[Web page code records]
%%

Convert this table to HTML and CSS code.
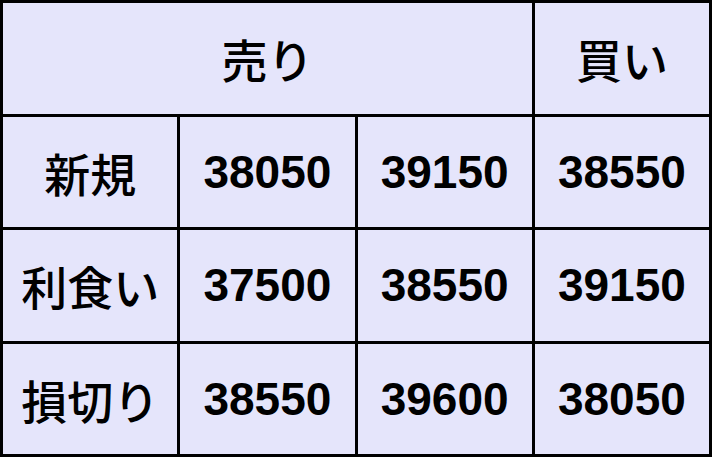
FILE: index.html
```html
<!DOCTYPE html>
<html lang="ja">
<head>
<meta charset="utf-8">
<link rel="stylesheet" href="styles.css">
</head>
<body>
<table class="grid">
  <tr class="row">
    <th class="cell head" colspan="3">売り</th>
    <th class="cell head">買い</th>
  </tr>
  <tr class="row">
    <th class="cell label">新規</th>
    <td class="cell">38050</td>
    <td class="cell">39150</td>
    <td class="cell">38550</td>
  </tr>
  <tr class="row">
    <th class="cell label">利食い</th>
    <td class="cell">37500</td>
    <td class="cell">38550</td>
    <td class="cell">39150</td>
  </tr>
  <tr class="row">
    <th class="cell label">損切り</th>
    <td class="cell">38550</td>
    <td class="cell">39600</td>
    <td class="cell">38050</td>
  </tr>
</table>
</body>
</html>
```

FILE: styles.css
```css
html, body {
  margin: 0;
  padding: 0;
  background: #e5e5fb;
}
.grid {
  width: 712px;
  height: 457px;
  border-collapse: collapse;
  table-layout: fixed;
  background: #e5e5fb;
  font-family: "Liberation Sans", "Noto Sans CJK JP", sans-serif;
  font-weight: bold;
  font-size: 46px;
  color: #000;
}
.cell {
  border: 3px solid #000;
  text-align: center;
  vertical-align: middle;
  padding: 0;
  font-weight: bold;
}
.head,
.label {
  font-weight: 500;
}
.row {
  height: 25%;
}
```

%%
%%

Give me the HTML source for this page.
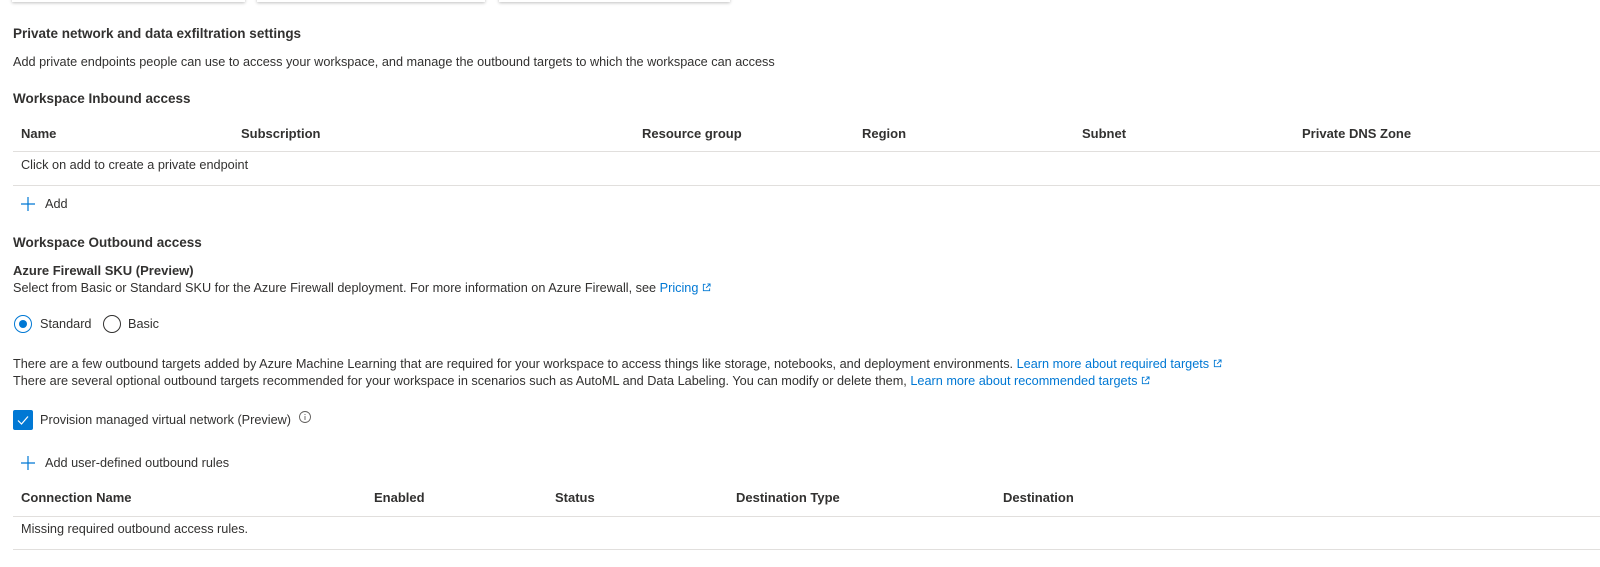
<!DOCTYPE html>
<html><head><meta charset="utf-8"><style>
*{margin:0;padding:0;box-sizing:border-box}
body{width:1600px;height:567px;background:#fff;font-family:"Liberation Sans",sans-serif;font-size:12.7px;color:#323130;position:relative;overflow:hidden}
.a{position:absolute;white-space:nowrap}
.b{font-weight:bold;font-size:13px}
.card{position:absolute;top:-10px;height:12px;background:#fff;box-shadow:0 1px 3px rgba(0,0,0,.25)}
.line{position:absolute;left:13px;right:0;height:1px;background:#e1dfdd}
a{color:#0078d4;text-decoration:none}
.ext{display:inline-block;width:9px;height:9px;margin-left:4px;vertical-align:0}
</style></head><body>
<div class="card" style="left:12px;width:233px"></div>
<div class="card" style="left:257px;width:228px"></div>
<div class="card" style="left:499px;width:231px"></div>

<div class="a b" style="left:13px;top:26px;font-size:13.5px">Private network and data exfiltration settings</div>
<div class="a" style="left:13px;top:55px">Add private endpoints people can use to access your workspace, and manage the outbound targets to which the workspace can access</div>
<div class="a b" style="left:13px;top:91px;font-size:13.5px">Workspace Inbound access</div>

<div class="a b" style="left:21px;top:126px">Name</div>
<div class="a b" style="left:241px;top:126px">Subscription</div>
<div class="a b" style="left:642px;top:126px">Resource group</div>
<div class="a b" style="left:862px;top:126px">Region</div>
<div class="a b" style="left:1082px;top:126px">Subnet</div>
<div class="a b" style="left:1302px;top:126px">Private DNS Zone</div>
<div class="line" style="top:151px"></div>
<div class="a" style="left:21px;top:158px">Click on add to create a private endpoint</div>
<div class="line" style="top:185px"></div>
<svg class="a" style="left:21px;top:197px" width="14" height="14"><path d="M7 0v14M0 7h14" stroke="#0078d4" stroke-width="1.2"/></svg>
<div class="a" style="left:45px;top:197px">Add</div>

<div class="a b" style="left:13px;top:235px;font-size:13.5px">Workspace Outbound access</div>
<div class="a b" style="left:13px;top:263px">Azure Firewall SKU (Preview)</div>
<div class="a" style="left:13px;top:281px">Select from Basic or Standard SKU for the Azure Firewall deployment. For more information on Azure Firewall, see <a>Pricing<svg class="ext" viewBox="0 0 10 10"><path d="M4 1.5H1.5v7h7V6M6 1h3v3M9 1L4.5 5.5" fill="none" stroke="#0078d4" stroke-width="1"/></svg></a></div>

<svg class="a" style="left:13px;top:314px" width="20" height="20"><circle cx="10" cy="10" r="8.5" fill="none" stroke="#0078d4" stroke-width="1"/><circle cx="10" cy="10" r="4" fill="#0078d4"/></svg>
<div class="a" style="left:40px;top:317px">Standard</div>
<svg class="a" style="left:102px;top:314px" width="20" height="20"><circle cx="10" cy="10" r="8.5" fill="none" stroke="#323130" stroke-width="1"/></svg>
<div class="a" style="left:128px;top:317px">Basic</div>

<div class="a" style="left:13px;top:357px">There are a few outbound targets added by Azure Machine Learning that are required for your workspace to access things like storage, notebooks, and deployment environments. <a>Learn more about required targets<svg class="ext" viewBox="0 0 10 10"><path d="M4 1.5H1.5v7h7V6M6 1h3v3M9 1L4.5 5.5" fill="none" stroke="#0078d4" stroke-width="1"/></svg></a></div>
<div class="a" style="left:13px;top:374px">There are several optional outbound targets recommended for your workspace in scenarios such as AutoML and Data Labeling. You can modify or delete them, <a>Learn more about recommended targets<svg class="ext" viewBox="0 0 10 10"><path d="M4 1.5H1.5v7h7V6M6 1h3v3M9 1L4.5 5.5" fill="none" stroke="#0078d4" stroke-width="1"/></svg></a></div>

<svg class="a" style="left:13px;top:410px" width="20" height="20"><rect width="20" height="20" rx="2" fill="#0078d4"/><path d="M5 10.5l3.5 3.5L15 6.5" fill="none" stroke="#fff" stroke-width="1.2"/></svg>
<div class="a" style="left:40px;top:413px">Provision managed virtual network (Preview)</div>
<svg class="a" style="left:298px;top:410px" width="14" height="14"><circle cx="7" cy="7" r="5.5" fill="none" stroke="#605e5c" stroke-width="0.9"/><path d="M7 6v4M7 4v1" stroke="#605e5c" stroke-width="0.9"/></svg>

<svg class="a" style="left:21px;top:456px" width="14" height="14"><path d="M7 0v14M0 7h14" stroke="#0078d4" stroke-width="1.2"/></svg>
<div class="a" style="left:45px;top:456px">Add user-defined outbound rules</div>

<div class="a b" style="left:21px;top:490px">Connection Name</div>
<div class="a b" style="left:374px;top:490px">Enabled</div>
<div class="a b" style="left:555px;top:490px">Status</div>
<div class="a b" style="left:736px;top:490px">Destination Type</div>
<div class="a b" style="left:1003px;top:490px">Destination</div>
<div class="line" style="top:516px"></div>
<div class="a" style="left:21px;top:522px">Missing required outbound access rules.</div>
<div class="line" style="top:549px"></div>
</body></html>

%%

WHAT IS NEEDED:
Read the entries and select each line where the word "table" is found.

COMPLETE RESPONSE:
Convert this table to HTML and CSS code.
<table class="grid">
</table>
  table-layout: fixed;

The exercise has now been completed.